Aquel proyecto de la generación del 80 no había previsto el estallido demográfico que primero estableció los arrabales bonaerenses, prosiguió unas décadas después con una continua periferia, y desembocó varias décadas luego en un área metropolitana gigantesca. Esa oligarquía, no siempre porteña, pensó una ciudad hermosa, obviando la necesidad de la creciente población, que no tenía donde vivir. El fenómeno de villas en nuestra geografía, apareció a la misma velocidad que su modernización.

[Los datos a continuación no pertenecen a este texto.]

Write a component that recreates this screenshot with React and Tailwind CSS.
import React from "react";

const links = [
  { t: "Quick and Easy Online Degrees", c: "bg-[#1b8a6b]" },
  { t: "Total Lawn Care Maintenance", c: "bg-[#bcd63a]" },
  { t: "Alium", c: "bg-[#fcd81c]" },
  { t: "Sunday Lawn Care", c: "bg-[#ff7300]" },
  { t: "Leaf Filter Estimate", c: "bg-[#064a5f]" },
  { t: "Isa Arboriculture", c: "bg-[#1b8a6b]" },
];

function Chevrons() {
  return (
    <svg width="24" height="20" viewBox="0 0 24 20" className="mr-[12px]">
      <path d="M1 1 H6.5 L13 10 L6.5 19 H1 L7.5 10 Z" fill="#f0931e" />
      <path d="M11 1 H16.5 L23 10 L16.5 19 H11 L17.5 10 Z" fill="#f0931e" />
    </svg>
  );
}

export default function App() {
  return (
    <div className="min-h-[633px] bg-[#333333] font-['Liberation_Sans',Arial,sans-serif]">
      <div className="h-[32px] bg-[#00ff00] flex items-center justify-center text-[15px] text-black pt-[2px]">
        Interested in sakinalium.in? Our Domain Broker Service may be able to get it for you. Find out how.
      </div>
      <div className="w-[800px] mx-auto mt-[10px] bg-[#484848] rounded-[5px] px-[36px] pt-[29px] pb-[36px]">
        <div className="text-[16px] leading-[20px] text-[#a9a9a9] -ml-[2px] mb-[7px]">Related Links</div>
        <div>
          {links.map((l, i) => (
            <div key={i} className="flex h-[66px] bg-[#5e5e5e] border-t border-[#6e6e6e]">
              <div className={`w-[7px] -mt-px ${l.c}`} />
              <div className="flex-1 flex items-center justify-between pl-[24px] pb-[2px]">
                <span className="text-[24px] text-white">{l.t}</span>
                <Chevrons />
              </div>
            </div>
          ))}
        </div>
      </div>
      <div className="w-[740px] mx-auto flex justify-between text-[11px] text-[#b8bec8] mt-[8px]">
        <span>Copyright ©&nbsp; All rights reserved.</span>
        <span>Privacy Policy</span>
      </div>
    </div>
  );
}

La estabilidad democrática y los urgentes problemas de nuestra convivencia – entre ellos la pobreza extrema, la desigualdad, el hábitat y la vivienda, la brecha educativa, las oportunidades laborales, el perfil productivo, el sistema de transporte, la violencia y la inseguridad -, reclaman la vuelta del urbanismo. Lo necesitamos las 17 millones de almas que habitamos el continuo urbano del área metropolitana, y entre ellas las 3 millones que vivimos dentro de los confines de la Ciudad Autónoma.

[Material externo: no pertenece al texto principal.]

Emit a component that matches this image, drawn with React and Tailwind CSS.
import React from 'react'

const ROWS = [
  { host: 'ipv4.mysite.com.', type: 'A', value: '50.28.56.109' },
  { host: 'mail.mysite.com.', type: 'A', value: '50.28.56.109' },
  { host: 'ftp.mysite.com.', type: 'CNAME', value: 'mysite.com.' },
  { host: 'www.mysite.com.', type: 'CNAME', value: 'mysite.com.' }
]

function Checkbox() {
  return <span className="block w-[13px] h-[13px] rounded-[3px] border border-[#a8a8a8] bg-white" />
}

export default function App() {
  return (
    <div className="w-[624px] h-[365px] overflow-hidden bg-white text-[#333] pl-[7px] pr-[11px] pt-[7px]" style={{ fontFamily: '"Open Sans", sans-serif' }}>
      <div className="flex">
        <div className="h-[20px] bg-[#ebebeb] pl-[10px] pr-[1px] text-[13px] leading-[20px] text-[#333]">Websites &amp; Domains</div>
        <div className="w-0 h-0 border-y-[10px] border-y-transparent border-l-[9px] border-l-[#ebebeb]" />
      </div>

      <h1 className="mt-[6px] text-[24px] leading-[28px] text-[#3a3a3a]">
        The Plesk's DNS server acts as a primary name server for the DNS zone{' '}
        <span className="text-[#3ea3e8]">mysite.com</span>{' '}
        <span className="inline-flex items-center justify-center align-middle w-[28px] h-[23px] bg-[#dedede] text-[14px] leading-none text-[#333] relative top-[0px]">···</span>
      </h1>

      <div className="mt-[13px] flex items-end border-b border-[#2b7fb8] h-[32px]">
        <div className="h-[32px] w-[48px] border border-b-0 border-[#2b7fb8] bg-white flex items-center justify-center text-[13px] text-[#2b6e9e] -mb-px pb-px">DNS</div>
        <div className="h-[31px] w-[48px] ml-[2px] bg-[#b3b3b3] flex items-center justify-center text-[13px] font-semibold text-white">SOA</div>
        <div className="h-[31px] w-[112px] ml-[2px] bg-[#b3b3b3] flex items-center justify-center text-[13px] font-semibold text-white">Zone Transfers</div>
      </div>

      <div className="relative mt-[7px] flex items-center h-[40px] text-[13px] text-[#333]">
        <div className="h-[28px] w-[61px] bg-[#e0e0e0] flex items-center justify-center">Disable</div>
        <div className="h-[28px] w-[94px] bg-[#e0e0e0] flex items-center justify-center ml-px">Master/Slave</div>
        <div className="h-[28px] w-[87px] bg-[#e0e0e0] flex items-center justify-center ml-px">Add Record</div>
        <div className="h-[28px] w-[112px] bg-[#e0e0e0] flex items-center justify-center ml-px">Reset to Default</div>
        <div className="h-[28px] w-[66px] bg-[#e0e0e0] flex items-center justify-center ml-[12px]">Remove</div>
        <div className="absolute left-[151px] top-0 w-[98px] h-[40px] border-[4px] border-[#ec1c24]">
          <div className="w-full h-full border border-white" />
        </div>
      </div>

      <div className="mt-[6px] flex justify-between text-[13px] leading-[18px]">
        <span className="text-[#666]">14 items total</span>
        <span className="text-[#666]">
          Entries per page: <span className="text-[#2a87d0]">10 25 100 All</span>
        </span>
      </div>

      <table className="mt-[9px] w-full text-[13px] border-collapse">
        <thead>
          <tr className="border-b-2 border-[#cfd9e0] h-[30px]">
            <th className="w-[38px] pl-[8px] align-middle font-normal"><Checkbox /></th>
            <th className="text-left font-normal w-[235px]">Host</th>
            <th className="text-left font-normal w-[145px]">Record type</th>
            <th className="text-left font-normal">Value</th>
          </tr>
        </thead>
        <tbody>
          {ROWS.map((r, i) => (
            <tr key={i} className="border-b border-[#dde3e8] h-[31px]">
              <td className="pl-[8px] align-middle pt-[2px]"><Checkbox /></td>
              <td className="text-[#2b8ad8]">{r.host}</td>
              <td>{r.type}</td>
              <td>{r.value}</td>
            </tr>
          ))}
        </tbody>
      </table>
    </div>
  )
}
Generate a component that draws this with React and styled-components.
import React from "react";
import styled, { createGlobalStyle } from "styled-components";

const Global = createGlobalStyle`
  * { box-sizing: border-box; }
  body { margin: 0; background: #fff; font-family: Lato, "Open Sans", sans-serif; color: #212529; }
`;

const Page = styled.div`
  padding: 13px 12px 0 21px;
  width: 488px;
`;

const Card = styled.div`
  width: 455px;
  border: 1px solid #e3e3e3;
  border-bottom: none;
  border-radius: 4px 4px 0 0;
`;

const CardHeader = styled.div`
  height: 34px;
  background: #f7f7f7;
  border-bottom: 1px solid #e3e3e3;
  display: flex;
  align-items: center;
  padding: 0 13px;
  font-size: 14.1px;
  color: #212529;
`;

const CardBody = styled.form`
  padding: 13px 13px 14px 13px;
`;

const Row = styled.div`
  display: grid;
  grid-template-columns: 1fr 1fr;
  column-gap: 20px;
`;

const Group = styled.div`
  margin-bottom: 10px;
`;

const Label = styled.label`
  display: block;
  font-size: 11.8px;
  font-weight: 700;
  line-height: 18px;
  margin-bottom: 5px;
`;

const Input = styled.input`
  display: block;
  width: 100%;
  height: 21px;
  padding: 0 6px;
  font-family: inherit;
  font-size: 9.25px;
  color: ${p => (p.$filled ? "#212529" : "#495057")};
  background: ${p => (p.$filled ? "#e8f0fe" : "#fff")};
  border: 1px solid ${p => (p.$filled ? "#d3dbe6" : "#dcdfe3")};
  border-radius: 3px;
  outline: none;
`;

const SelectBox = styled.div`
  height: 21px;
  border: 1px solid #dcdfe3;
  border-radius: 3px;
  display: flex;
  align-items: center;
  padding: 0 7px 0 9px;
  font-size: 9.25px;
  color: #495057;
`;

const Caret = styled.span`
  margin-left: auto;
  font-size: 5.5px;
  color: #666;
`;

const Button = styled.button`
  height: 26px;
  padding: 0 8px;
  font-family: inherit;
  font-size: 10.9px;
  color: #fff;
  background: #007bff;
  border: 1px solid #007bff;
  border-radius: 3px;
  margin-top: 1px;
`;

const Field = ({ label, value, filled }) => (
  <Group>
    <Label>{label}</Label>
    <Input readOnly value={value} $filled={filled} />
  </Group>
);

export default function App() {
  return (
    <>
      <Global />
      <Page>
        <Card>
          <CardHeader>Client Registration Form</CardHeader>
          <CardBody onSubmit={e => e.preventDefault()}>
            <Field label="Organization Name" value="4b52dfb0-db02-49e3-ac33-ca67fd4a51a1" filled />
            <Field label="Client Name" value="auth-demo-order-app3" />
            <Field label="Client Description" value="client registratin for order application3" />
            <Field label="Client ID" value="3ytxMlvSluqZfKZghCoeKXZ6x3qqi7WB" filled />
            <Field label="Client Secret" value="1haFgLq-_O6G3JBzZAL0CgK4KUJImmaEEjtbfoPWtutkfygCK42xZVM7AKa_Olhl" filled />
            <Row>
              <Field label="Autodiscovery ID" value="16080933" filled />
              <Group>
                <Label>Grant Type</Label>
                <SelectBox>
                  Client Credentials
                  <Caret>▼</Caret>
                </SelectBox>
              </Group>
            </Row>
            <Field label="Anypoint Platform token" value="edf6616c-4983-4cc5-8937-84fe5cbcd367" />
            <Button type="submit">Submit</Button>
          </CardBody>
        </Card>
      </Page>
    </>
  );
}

¿Cómo enfrentar hoy los desafíos urbanísticos para aspirar a convivir en un par de décadas en una ciudad integrada? ¿Podremos asegurar a nuestros hijos la movilidad ciudadana?, ¿lo resolveremos con soluciones urbanas que estimulen la cercanía de las viviendas con las actividades cotidianas de la gente? ¿Es posible elevar la calidad de vida de la población en una urbe en la que millones de personas se trasladan a diario desde sus residencias hacia sus actividades, saturando las posibilidades del transporte público y del tránsito?
Antes que de los urbanistas, las respuestas vendrán de la mano de la participación ciudadana, de la concertación multisectorial y de la vocación de diálogo de los gobiernos que rigen distintas porciones de territorio de la región metropolitana. El Consejo Económico y Social de la Ciudad de Buenos Aires, por caso, ha iniciado un proceso de negociación entre los diversos intereses que representan las instituciones de la sociedad civil que lo integran, para definir un perfil social y productivo porteño para las próximas dos décadas. Será un aporte en la construcción de una cultura política democrática que aborde por fin los grandes problemas metropolitanos.